━━━ Raw data ━━━

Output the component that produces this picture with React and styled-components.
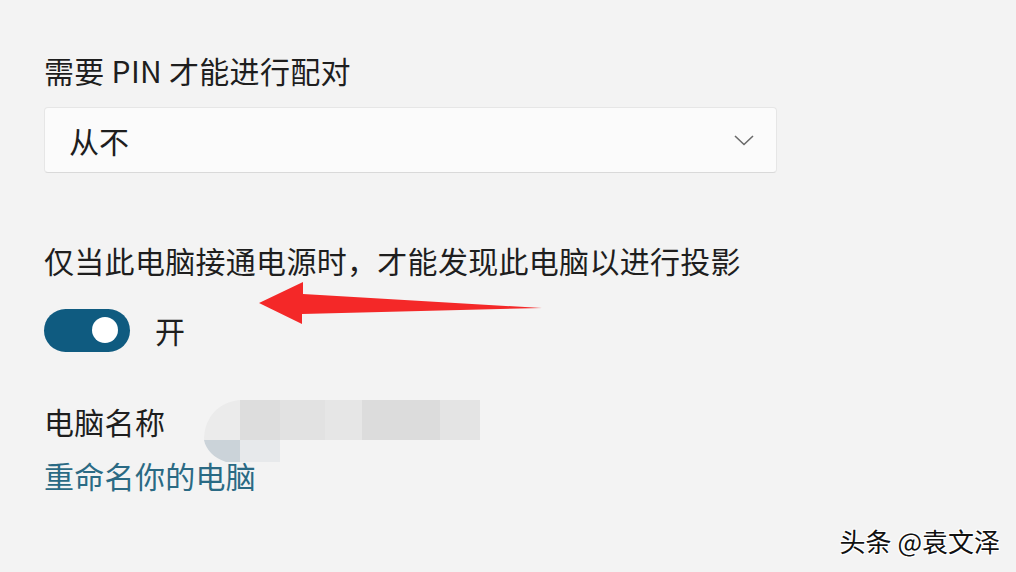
import React, { useState } from "react";
import styled, { createGlobalStyle } from "styled-components";

const GlobalStyle = createGlobalStyle`
  html, body {
    margin: 0;
    padding: 0;
    background: #f3f3f3;
  }
  body {
    font-family: "Noto Sans CJK SC", "Noto Sans", sans-serif;
    color: #1c1c1c;
  }
`;

const Page = styled.div`
  position: relative;
  width: 1016px;
  height: 572px;
  overflow: hidden;
  box-sizing: border-box;
  padding: 50px 0 0 44px;
  background: #f3f3f3;
`;

const Label = styled.div`
  font-size: 30px;
  line-height: 40px;
  letter-spacing: 0.3px;
  color: #1e1e1e;
  margin-top: ${(p) => p.top || 0}px;
`;

const Select = styled.div`
  margin-top: 17px;
  width: 733px;
  height: 66px;
  box-sizing: border-box;
  display: flex;
  align-items: center;
  justify-content: space-between;
  padding: 0 22px 0 24px;
  background: #fbfbfb;
  border: 1px solid #e6e6e6;
  border-bottom-color: #d9d9d9;
  border-radius: 4px;
  font-size: 30px;
  color: #1e1e1e;
`;

const ToggleRow = styled.div`
  margin-top: 28px;
  display: flex;
  align-items: center;
  gap: 25px;
  font-size: 30px;
  color: #1e1e1e;
`;

const Switch = styled.button`
  width: 86px;
  height: 43px;
  border: none;
  border-radius: 22px;
  padding: 0 12px;
  background: ${(p) => (p.on ? "#0f5b80" : "#bbb")};
  display: flex;
  align-items: center;
  justify-content: ${(p) => (p.on ? "flex-end" : "flex-start")};
  cursor: pointer;
`;

const Knob = styled.span`
  width: 26px;
  height: 26px;
  border-radius: 50%;
  background: #ffffff;
`;

const NameRow = styled.div`
  position: relative;
  margin-top: 49px;
`;

const Mosaic = styled.svg`
  position: absolute;
  left: 160px;
  top: -1px;
`;

const LinkText = styled.a`
  display: block;
  margin-top: 14px;
  font-size: 30px;
  line-height: 40px;
  letter-spacing: 0.3px;
  color: #2a6a84;
  text-decoration: none;
`;

const Arrow = styled.svg`
  position: absolute;
  left: 255px;
  top: 278px;
`;

const Watermark = styled.div`
  position: absolute;
  right: 16px;
  bottom: 13px;
  font-size: 26px;
  color: #111;
  text-shadow: 1px 1px 0 #fff, -1px -1px 0 #fff, 1px -1px 0 #fff, -1px 1px 0 #fff;
`;

const App = () => {
  const [on, setOn] = useState(true);

  return (
    <Page>
      <GlobalStyle />
      <Label>需要 PIN 才能进行配对</Label>
      <Select>
        <span>从不</span>
        <svg width="20" height="11" viewBox="0 0 20 11">
          <path d="M1 1 L10 9.5 L19 1" fill="none" stroke="#6a6a6a" strokeWidth="1.6" />
        </svg>
      </Select>

      <Label top={67}>仅当此电脑接通电源时，才能发现此电脑以进行投影</Label>
      <ToggleRow>
        <Switch on={on ? 1 : 0} onClick={() => setOn(!on)}>
          <Knob />
        </Switch>
        <span>{on ? "开" : "关"}</span>
      </ToggleRow>

      <NameRow>
        <Label>电脑名称</Label>
        <Mosaic width="276" height="62" viewBox="0 0 276 62">
          <path d="M36 0 L36 40 L0 40 C0 18 14 2 36 0 Z" fill="#ebebeb" />
          <path d="M0 40 L36 40 L36 62 L22 62 C10 58 2 50 0 40 Z" fill="#cbd3d9" />
          <rect x="36" y="40" width="40" height="22" fill="#e7e9eb" />
          <rect x="36" y="0" width="40" height="40" fill="#dddddd" />
          <rect x="76" y="0" width="45" height="40" fill="#e2e2e2" />
          <rect x="121" y="0" width="37" height="40" fill="#e6e6e6" />
          <rect x="158" y="0" width="78" height="40" fill="#dcdcdc" />
          <rect x="236" y="0" width="40" height="40" fill="#e4e4e4" />
        </Mosaic>
      </NameRow>
      <LinkText href="#">重命名你的电脑</LinkText>

      <Arrow width="292" height="50" viewBox="0 0 292 50">
        <polygon points="4,25 48,4 48,16 287,30 47,36 47,46" fill="#f42828" />
      </Arrow>

      <Watermark>头条 @袁文泽</Watermark>
    </Page>
  );
};

export default App;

━━━

Tally the lines above that contain the word "components", and reply with only the number.

**Response**
2